Fishwrap Image Contract
This document is the public contract for consumers of the fishwrap engine. If you depend on fishwrap, you depend on this contract, and only this contract. Anything not described here is an implementation detail that may change at any time.
If you are looking for the internal decision record of why fishwrap publishes as a container image, see ADR-001.
The canonical example consumer is Daily Clamour. Fork it as a starting template.
1. The Artifact
Every fishwrap release publishes one OCI container image to GitHub Container Registry, with SLSA build provenance and a CycloneDX SBOM attached as Sigstore attestations.
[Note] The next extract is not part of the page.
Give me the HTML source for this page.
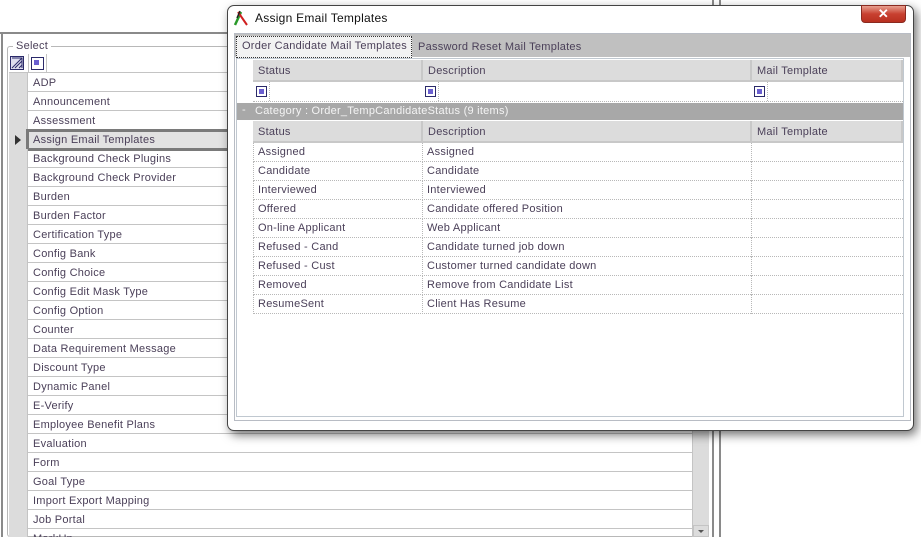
<!DOCTYPE html>
<html style="overflow:hidden"><head><meta charset="utf-8"><style>
*{margin:0;padding:0;box-sizing:border-box}
html,body{width:921px;height:537px;overflow:hidden}
body{background:#fff;position:relative;font-family:"Liberation Sans",Arial,sans-serif;font-size:11px;letter-spacing:0.25px;color:#4a3f58}
.a{position:absolute}
.lr{position:absolute;left:9px;width:683px;height:19px;border-bottom:1px solid #c4c4c4}
.lr .i{position:absolute;left:0;top:0;width:19px;height:19px;background:#dcdcdc;border-right:1px solid #c4c4c4}
.lr span{position:absolute;left:24px;top:4px}
.chk{position:absolute;width:11px;height:11px;border:1px solid #2b2a6a;background:#fff}
.chk:after{content:"";position:absolute;left:2px;top:2px;width:5px;height:5px;background:#6a5fd0}
.hd{position:absolute;height:22px;background:#dcdcdc;border-right:2px solid #c8c8c8;border-bottom:2px solid #c8c8c8}
.hd span{position:absolute;left:5px;top:5px}
.dr{position:absolute;left:253px;width:650px;height:19px;border-bottom:1px dotted #b8b8b8;border-left:1px dotted #b8b8b8}
.dr span{position:absolute;top:3px}
.dr .c1{left:4px}.dr .c2{left:173px}
.dr .s1,.dr .s2{position:absolute;top:0;height:19px;border-left:1px dotted #b8b8b8}
</style></head><body>
<div class="a" style="left:712px;top:0;width:2px;height:537px;background:#8a8a8a"></div>
<div class="a" style="left:719px;top:0;width:2px;height:537px;background:#8a8a8a"></div>
<div class="a" style="left:0;top:32px;width:713px;height:2px;background:#8a8a8a"></div>
<div class="a" style="left:1px;top:32px;width:2px;height:505px;background:#8a8a8a"></div>
<div class="a" style="left:7px;top:46px;width:702px;height:491px;border:1px solid #b8b8b8;border-radius:3px"></div>
<div class="a" style="left:13px;top:40px;background:#fff;padding:0 3px;font-size:11px">Select</div>
<div class="a" style="left:9px;top:54px;width:683px;height:19px;border-bottom:1px solid #c4c4c4"></div>
<div class="a" style="left:10px;top:56px;width:14px;height:14px;border:1px solid #2b2a6a;background:#dde"><svg width="12" height="12" style="position:absolute;left:0;top:0"><path d="M1 11L11 1M4 11L11 4M8 11L11 8M1 1H11V11" stroke="#2b2a6a" fill="none"/></svg></div>
<div class="a" style="left:28px;top:54px;width:1px;height:19px;background:#c4c4c4"></div>
<div class="chk" style="left:31px;top:57px;width:13px;height:13px"></div>
<div class="a" style="left:46px;top:54px;width:1px;height:19px;background:#c4c4c4"></div>
<div class="lr" style="top:73px"><div class="i"></div><span>ADP</span></div>
<div class="lr" style="top:92px"><div class="i"></div><span>Announcement</span></div>
<div class="lr" style="top:111px"><div class="i"></div><span>Assessment</span></div>
<div class="lr" style="top:130px;background:#e2e2e2"><div class="i"></div><span>Assign Email Templates</span></div>
<div class="a" style="left:26px;top:129px;width:210px;height:22px;border:3px solid #7a7a7a;border-right:none"></div>
<div class="a" style="left:15px;top:135px;width:0;height:0;border-left:6px solid #333;border-top:5px solid transparent;border-bottom:5px solid transparent"></div>
<div class="lr" style="top:149px"><div class="i"></div><span>Background Check Plugins</span></div>
<div class="lr" style="top:168px"><div class="i"></div><span>Background Check Provider</span></div>
<div class="lr" style="top:187px"><div class="i"></div><span>Burden</span></div>
<div class="lr" style="top:206px"><div class="i"></div><span>Burden Factor</span></div>
<div class="lr" style="top:225px"><div class="i"></div><span>Certification Type</span></div>
<div class="lr" style="top:244px"><div class="i"></div><span>Config Bank</span></div>
<div class="lr" style="top:263px"><div class="i"></div><span>Config Choice</span></div>
<div class="lr" style="top:282px"><div class="i"></div><span>Config Edit Mask Type</span></div>
<div class="lr" style="top:301px"><div class="i"></div><span>Config Option</span></div>
<div class="lr" style="top:320px"><div class="i"></div><span>Counter</span></div>
<div class="lr" style="top:339px"><div class="i"></div><span>Data Requirement Message</span></div>
<div class="lr" style="top:358px"><div class="i"></div><span>Discount Type</span></div>
<div class="lr" style="top:377px"><div class="i"></div><span>Dynamic Panel</span></div>
<div class="lr" style="top:396px"><div class="i"></div><span>E-Verify</span></div>
<div class="lr" style="top:415px"><div class="i"></div><span>Employee Benefit Plans</span></div>
<div class="lr" style="top:434px"><div class="i"></div><span>Evaluation</span></div>
<div class="lr" style="top:453px"><div class="i"></div><span>Form</span></div>
<div class="lr" style="top:472px"><div class="i"></div><span>Goal Type</span></div>
<div class="lr" style="top:491px"><div class="i"></div><span>Import Export Mapping</span></div>
<div class="lr" style="top:510px"><div class="i"></div><span>Job Portal</span></div>
<div class="lr" style="top:529px"><div class="i"></div><span>MarkUp</span></div>
<div class="a" style="left:692px;top:54px;width:17px;height:483px;background:#dcdcdc;border-left:1px solid #c4c4c4"></div>
<div class="a" style="left:693px;top:525px;width:16px;height:12px;border:1px solid #c4c4c4"><div style="position:absolute;left:4px;top:4px;border-top:3px solid #555;border-left:3px solid transparent;border-right:3px solid transparent"></div></div>

<div class="a" style="left:227px;top:5px;width:687px;height:426px;background:#fff;border:1px solid #444;border-radius:7px;box-shadow:3px 4px 10px rgba(0,0,0,.55)"></div>
<svg class="a" style="left:233px;top:9px" width="16" height="18"><path d="M2 16L8 3" stroke="#2a9a2a" stroke-width="2.5"/><path d="M5 3L14 16" stroke="#d02020" stroke-width="2"/><path d="M7 2L4 9" stroke="#222" stroke-width="1.5"/></svg>
<div class="a" style="left:255px;top:11px;font-size:12px;color:#111">Assign Email Templates</div>
<div class="a" style="left:861px;top:5px;width:45px;height:18px;border:1px solid #8a2a20;border-radius:0 0 4px 4px;background:linear-gradient(#e8a090,#c84030 50%,#b83020);color:#fff;text-align:center;font-weight:bold;font-size:13px;line-height:16px">✕</div>
<div class="a" style="left:234px;top:33px;width:677px;height:388px;border:1px solid #b8bcc4;background:#fff"></div>
<div class="a" style="left:235px;top:34px;width:675px;height:23px;background:#c0c0c0"></div>
<div class="a" style="left:236px;top:36px;width:176px;height:22px;background:#f2f2f2;border:1px dotted #333"></div>
<div class="a" style="left:242px;top:40px">Order Candidate Mail Templates</div>
<div class="a" style="left:418px;top:41px">Password Reset Mail Templates</div>
<div class="a" style="left:236px;top:58px;width:668px;height:359px;border:1px solid #c0c8d0"></div>
<div class="hd" style="left:253px;top:60px;width:170px"><span>Status</span></div>
<div class="hd" style="left:423px;top:60px;width:329px"><span>Description</span></div>
<div class="hd" style="left:752px;top:60px;width:151px"><span>Mail Template</span></div>
<div class="a" style="left:253px;top:82px;width:650px;height:20px;border-bottom:1px dotted #b8b8b8"></div>
<div class="chk" style="left:256px;top:86px"></div>
<div class="chk" style="left:425px;top:86px"></div>
<div class="chk" style="left:754px;top:86px"></div>
<div class="a" style="left:269px;top:82px;height:19px;border-left:1px dotted #b8b8b8"></div>
<div class="a" style="left:438px;top:82px;height:19px;border-left:1px dotted #b8b8b8"></div>
<div class="a" style="left:767px;top:82px;height:19px;border-left:1px dotted #b8b8b8"></div>
<div class="a" style="left:237px;top:103px;width:666px;height:17px;background:#a8a8a8;color:#f4f4f4"><span style="position:absolute;left:5px;top:1px">-</span><span style="position:absolute;left:18px;top:2px">Category : Order_TempCandidateStatus (9 items)</span></div>
<div class="hd" style="left:253px;top:121px;width:170px;height:22px"><span>Status</span></div>
<div class="hd" style="left:423px;top:121px;width:329px;height:22px"><span>Description</span></div>
<div class="hd" style="left:752px;top:121px;width:151px;height:22px"><span>Mail Template</span></div>
<div class="dr" style="top:143px"><span class="c1">Assigned</span><span class="c2">Assigned</span><i class="s1" style="left:168px"></i><i class="s2" style="left:497px"></i></div>
<div class="dr" style="top:162px"><span class="c1">Candidate</span><span class="c2">Candidate</span><i class="s1" style="left:168px"></i><i class="s2" style="left:497px"></i></div>
<div class="dr" style="top:181px"><span class="c1">Interviewed</span><span class="c2">Interviewed</span><i class="s1" style="left:168px"></i><i class="s2" style="left:497px"></i></div>
<div class="dr" style="top:200px"><span class="c1">Offered</span><span class="c2">Candidate offered Position</span><i class="s1" style="left:168px"></i><i class="s2" style="left:497px"></i></div>
<div class="dr" style="top:219px"><span class="c1">On-line Applicant</span><span class="c2">Web Applicant</span><i class="s1" style="left:168px"></i><i class="s2" style="left:497px"></i></div>
<div class="dr" style="top:238px"><span class="c1">Refused - Cand</span><span class="c2">Candidate turned job down</span><i class="s1" style="left:168px"></i><i class="s2" style="left:497px"></i></div>
<div class="dr" style="top:257px"><span class="c1">Refused - Cust</span><span class="c2">Customer turned candidate down</span><i class="s1" style="left:168px"></i><i class="s2" style="left:497px"></i></div>
<div class="dr" style="top:276px"><span class="c1">Removed</span><span class="c2">Remove from Candidate List</span><i class="s1" style="left:168px"></i><i class="s2" style="left:497px"></i></div>
<div class="dr" style="top:295px"><span class="c1">ResumeSent</span><span class="c2">Client Has Resume</span><i class="s1" style="left:168px"></i><i class="s2" style="left:497px"></i></div>
</body></html>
ghcr.io/maxspevack/fishwrap:<tag>
- Architectures:
linux/amd64. (arm64 is not currently published.) - Where it’s built: images are built and published exclusively by the release workflow at https://github.com/maxspevack/fishwrap/blob/main/.github/workflows/release.yml on tag pushes. The image’s source is whatever commit the corresponding git tag points at.
- Verifying provenance:
gh attestation verify oci://ghcr.io/maxspevack/fishwrap:<tag> \ --owner maxspevackConfirms the image digest was produced by the named release workflow at the tagged commit. SLSA Build Level 2.
- Retrieving the SBOM: the CycloneDX JSON is uploaded as a workflow artifact (
fishwrap-sbom.cdx.json, 90-day retention) and attached to the image as a Sigstore SBOM attestation. Pull viacosign download attestationor via the GitHub release artifact list.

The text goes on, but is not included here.